#### Request
Copy each line of the records that contains the word "this".

#### Dataset records
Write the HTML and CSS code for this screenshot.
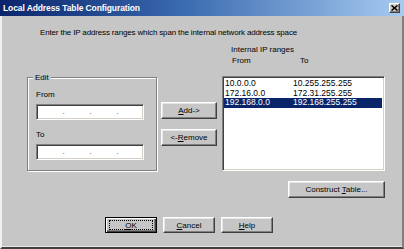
* * *
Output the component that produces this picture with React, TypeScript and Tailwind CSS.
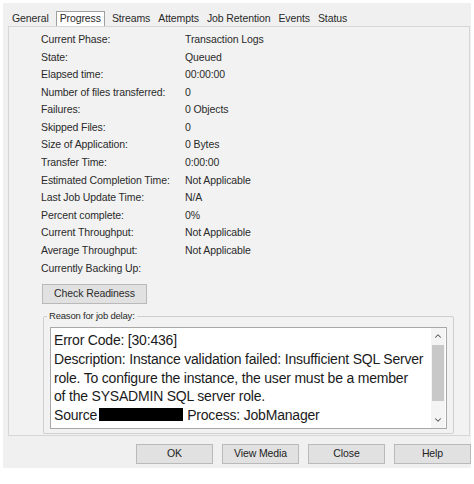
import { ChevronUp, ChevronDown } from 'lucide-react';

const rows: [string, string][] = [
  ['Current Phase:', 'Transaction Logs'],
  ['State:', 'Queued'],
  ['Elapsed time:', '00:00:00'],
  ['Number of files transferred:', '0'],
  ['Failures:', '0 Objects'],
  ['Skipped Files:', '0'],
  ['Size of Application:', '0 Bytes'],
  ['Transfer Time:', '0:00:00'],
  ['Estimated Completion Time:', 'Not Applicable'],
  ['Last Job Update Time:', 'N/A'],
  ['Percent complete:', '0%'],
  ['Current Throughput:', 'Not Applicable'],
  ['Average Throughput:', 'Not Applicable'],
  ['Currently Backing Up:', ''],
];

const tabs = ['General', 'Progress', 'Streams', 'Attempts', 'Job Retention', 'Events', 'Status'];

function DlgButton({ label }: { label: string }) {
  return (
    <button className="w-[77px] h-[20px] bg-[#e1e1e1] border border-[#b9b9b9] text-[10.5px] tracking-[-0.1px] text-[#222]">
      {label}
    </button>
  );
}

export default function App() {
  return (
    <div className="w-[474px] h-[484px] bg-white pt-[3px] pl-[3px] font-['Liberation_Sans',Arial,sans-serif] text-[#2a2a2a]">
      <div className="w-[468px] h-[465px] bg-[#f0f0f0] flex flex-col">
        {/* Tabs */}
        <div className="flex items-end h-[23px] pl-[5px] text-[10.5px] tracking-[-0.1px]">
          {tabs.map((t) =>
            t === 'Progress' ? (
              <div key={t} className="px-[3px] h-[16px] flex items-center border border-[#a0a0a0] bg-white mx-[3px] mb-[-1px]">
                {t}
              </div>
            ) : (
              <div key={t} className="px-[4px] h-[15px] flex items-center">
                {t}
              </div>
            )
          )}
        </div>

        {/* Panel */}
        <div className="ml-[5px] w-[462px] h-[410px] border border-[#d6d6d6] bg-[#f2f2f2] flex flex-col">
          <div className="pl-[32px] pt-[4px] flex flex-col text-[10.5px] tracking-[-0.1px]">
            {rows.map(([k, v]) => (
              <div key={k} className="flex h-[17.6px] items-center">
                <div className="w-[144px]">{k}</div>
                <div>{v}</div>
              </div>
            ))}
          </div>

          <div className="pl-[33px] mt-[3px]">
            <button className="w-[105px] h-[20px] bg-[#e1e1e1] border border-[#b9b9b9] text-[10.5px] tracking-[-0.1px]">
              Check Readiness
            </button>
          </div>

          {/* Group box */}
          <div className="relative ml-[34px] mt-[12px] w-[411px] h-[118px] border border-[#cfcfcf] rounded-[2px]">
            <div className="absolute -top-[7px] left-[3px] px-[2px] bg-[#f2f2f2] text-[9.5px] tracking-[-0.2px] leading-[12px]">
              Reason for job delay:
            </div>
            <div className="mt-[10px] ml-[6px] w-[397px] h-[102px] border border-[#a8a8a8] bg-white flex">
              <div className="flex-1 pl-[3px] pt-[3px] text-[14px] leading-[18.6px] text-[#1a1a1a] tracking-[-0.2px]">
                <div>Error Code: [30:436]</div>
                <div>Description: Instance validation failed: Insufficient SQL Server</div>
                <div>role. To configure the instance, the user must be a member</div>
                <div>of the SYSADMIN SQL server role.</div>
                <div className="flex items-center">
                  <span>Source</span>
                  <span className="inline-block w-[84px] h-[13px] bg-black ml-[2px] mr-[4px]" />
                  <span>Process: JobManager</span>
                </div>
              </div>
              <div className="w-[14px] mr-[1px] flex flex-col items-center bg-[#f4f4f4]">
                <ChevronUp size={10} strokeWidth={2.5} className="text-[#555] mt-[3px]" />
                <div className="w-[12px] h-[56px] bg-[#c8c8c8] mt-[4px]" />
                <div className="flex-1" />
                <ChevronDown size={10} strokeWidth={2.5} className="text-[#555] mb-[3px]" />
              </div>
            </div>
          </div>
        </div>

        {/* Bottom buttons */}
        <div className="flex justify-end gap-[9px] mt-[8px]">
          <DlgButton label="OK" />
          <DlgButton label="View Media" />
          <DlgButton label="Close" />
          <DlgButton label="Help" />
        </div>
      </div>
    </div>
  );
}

#### Problem solution
Write the HTML and CSS code for this screenshot.
Output the component that produces this picture with React, TypeScript and Tailwind CSS.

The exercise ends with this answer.